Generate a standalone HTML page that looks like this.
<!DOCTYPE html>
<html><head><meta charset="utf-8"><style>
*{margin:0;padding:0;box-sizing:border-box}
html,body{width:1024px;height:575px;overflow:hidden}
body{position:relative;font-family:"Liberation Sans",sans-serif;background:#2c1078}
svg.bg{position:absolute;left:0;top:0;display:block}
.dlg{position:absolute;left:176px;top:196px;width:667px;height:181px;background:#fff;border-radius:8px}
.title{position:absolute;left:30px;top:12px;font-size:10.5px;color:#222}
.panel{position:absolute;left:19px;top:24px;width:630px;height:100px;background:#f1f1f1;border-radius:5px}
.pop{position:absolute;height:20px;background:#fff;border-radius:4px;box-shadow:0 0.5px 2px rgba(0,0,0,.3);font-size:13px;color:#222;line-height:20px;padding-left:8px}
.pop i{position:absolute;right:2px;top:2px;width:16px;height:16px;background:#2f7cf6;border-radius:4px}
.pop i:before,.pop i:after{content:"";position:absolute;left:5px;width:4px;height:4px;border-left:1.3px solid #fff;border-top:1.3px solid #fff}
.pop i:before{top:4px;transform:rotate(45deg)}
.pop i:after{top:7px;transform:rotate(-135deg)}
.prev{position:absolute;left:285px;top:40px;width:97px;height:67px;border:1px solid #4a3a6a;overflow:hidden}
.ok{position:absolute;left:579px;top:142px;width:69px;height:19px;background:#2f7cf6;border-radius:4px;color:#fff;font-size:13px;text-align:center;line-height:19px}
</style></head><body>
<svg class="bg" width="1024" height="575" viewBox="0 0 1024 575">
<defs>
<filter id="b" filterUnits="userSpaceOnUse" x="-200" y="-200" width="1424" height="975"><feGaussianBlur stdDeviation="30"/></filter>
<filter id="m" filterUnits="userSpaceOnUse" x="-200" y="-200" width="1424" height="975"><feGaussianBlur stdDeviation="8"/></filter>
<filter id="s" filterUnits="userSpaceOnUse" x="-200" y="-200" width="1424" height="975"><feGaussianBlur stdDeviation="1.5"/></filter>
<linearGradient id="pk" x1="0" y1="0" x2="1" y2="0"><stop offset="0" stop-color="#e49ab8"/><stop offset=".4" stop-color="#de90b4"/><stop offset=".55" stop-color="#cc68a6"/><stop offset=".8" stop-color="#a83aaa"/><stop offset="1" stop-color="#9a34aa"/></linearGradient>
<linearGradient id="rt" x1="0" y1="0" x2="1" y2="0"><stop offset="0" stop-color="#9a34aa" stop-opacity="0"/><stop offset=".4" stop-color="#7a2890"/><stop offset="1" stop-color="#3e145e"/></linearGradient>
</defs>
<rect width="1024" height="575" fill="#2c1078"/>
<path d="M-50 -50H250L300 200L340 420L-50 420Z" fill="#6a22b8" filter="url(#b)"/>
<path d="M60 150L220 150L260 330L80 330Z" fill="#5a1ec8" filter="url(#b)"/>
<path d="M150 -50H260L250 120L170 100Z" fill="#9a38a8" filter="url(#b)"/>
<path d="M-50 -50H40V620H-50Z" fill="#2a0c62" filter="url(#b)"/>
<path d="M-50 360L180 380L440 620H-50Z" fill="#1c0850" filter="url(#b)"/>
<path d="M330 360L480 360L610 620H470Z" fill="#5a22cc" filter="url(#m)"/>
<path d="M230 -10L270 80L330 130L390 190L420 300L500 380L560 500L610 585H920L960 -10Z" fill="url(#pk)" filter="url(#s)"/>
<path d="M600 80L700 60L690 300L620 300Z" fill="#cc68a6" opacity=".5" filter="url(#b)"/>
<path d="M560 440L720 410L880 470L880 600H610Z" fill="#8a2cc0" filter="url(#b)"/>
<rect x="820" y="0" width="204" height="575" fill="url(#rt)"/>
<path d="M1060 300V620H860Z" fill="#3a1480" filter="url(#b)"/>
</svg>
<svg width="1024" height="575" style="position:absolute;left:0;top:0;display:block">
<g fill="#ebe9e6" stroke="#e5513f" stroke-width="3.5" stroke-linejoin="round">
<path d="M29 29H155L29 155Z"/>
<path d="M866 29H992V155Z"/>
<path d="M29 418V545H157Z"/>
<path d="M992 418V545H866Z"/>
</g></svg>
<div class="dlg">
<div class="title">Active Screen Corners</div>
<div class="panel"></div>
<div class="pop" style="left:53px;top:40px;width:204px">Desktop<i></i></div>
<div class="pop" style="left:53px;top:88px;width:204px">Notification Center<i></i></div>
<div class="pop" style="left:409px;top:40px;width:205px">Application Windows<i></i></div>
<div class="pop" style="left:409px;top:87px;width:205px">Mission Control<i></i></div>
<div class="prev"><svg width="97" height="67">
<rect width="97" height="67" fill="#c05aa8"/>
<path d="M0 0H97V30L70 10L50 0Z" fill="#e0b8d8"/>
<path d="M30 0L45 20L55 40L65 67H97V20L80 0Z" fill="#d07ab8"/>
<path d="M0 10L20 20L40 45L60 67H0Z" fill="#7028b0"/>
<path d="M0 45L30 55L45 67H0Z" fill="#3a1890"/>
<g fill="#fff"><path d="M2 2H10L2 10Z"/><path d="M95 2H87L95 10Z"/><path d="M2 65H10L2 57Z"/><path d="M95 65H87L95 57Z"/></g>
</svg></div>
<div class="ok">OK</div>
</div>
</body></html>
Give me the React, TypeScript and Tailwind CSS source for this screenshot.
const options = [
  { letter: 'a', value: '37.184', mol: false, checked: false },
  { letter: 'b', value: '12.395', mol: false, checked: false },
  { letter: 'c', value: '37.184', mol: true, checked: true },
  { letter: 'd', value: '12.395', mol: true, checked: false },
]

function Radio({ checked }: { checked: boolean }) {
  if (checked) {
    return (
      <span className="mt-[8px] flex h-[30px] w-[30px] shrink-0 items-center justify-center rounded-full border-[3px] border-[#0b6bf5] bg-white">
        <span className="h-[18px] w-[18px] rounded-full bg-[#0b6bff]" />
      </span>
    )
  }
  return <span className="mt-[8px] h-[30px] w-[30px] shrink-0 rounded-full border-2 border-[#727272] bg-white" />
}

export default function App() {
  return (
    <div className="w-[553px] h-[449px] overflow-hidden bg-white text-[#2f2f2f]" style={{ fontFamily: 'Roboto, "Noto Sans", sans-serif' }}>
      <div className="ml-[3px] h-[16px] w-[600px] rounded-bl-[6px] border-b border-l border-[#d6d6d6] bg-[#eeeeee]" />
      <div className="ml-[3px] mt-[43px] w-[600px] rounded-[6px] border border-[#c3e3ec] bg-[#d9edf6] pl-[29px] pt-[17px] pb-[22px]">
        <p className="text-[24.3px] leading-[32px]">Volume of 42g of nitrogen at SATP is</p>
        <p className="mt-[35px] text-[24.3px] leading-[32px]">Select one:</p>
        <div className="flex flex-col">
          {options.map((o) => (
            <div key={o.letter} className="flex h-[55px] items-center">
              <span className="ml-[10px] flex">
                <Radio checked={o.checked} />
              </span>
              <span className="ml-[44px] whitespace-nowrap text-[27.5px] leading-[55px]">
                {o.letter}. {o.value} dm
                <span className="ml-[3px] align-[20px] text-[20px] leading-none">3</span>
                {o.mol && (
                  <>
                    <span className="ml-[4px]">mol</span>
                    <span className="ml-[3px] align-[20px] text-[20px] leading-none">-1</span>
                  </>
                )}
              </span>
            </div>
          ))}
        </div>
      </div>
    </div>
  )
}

==

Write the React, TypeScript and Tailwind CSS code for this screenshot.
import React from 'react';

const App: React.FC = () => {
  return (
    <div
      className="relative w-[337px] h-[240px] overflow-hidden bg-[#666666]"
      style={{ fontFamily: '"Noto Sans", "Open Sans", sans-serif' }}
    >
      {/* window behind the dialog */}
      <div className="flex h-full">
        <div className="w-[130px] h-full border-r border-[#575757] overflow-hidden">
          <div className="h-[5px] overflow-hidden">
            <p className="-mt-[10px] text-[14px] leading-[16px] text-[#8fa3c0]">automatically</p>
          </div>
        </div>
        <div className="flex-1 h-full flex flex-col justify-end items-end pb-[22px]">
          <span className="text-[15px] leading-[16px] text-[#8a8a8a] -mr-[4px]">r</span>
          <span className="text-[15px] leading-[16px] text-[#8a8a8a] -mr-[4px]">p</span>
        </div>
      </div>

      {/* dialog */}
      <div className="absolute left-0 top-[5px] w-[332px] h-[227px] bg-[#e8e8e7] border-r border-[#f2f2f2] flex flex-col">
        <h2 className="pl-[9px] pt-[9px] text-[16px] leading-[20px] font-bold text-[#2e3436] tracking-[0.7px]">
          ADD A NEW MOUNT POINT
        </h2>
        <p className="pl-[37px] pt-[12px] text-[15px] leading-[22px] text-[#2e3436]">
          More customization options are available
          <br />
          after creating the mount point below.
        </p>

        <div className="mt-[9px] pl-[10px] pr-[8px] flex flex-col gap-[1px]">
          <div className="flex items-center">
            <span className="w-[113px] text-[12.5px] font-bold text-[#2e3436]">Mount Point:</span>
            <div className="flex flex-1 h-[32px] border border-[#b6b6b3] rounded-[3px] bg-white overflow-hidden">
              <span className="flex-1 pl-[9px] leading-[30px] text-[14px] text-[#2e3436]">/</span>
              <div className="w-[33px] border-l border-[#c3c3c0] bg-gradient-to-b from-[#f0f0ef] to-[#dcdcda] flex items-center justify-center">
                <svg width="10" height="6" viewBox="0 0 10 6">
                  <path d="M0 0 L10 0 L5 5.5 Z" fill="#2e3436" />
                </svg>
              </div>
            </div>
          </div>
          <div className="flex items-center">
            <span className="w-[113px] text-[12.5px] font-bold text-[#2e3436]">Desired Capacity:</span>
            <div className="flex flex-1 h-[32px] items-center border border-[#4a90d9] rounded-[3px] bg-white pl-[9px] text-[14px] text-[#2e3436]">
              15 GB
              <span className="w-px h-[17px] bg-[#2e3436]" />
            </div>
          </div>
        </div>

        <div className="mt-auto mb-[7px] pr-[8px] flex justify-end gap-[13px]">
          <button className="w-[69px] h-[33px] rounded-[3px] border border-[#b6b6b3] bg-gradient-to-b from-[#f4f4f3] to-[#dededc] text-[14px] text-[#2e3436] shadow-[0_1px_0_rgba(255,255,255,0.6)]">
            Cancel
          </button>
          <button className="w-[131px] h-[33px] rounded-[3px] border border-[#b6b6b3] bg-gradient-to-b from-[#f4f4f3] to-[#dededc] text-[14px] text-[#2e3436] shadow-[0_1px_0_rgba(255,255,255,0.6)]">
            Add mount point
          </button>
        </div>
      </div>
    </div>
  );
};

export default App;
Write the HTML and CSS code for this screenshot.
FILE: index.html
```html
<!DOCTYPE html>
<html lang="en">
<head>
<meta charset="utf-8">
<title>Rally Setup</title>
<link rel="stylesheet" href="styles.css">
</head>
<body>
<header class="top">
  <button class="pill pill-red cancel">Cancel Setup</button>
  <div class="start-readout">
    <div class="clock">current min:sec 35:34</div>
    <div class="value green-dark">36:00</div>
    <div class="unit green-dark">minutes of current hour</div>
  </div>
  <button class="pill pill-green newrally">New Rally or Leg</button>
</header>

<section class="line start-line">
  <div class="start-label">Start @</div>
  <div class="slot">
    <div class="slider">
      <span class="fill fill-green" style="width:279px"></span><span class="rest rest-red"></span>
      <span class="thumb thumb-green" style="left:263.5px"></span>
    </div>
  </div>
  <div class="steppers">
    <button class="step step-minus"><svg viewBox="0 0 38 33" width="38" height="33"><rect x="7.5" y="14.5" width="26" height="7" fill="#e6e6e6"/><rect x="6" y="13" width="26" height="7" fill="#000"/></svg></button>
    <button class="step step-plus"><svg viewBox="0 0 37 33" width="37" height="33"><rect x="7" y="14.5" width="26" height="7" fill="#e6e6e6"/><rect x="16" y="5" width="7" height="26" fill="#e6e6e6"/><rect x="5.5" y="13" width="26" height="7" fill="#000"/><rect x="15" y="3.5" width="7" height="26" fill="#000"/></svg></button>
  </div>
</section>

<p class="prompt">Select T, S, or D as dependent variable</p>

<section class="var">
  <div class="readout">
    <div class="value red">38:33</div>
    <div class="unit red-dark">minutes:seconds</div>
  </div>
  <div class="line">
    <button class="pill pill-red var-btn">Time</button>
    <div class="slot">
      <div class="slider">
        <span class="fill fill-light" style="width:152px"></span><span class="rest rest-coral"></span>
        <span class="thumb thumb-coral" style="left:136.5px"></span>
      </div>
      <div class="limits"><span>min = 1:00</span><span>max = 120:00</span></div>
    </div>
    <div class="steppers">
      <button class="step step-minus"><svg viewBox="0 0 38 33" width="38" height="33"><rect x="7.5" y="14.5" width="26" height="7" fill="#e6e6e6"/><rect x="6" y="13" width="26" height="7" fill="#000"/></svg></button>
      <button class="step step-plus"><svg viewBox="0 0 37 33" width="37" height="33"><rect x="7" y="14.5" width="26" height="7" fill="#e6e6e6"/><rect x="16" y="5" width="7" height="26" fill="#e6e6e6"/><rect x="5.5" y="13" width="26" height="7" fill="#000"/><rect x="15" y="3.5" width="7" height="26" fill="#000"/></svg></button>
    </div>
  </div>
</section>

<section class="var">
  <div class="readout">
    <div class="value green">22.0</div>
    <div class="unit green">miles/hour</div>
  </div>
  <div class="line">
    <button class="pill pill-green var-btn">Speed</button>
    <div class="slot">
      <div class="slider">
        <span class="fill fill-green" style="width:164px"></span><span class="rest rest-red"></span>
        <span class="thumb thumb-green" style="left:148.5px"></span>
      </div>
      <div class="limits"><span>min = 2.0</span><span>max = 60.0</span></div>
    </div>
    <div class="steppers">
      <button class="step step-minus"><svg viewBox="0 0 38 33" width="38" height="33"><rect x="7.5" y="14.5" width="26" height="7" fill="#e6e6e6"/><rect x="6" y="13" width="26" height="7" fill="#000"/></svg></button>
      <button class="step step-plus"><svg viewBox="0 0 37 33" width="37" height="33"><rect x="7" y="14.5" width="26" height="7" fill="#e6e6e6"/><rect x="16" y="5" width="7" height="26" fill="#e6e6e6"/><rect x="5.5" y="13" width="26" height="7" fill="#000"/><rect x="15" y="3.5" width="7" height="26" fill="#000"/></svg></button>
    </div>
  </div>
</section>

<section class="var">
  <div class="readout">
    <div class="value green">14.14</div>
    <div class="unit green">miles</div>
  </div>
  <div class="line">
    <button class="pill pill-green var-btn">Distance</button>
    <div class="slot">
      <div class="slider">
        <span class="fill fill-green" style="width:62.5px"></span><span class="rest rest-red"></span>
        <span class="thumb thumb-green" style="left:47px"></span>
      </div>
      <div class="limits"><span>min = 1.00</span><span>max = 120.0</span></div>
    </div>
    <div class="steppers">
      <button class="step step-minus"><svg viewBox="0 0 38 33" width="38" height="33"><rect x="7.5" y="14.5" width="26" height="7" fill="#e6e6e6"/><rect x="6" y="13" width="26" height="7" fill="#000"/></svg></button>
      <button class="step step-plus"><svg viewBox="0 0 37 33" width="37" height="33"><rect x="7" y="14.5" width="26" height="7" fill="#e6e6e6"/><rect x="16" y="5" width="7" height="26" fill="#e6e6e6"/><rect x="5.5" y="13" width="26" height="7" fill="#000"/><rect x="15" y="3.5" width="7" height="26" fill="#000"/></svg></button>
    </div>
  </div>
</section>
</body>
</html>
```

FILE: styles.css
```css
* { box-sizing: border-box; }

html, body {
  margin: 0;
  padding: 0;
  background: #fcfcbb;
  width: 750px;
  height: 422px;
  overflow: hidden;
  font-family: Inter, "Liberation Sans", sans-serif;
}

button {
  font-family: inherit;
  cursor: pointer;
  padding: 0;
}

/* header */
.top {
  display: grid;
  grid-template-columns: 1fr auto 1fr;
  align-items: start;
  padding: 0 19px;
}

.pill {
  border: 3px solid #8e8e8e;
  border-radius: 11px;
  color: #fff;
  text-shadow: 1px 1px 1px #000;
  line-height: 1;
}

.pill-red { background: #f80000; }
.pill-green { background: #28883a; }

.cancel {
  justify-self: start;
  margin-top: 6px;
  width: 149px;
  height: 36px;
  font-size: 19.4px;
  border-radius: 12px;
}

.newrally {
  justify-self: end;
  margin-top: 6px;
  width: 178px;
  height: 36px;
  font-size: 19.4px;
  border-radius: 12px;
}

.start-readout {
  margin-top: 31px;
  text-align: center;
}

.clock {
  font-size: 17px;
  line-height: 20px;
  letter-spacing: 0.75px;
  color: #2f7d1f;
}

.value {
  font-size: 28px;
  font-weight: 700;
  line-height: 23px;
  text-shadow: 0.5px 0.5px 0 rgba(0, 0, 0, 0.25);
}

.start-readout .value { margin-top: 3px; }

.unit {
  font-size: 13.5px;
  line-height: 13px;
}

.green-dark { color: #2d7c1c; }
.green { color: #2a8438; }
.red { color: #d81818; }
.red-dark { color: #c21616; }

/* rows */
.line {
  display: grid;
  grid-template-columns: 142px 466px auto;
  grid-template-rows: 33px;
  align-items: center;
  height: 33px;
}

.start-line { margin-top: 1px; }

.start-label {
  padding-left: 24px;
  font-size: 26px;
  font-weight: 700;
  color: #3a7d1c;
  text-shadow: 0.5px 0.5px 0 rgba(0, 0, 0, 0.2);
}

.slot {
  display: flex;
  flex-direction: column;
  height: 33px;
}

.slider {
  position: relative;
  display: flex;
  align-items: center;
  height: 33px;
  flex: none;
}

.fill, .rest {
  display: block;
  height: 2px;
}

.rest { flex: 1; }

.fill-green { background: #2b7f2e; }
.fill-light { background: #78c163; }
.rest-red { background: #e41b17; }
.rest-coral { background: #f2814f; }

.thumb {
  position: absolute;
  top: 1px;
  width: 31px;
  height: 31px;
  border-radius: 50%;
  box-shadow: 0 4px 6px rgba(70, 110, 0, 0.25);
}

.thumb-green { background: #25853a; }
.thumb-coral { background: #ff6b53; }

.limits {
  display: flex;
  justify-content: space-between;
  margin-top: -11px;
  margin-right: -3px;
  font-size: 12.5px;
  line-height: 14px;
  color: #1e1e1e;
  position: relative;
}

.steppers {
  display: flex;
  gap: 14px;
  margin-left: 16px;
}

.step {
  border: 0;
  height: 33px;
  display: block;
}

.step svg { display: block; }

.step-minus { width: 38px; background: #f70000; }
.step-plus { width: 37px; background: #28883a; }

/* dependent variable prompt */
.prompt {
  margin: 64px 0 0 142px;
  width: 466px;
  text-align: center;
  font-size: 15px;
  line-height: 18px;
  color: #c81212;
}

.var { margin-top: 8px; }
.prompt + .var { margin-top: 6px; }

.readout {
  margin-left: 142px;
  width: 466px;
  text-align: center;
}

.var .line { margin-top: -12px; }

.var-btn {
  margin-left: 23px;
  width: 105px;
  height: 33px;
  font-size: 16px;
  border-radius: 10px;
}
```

■ Task brief:
Read the data above. Pull out each line in which the string "this" appears.

■ Exercise response:
Generate a standalone HTML page that looks like this.
Give me the React, TypeScript and Tailwind CSS source for this screenshot.
Write the React, TypeScript and Tailwind CSS code for this screenshot.
Write the HTML and CSS code for this screenshot.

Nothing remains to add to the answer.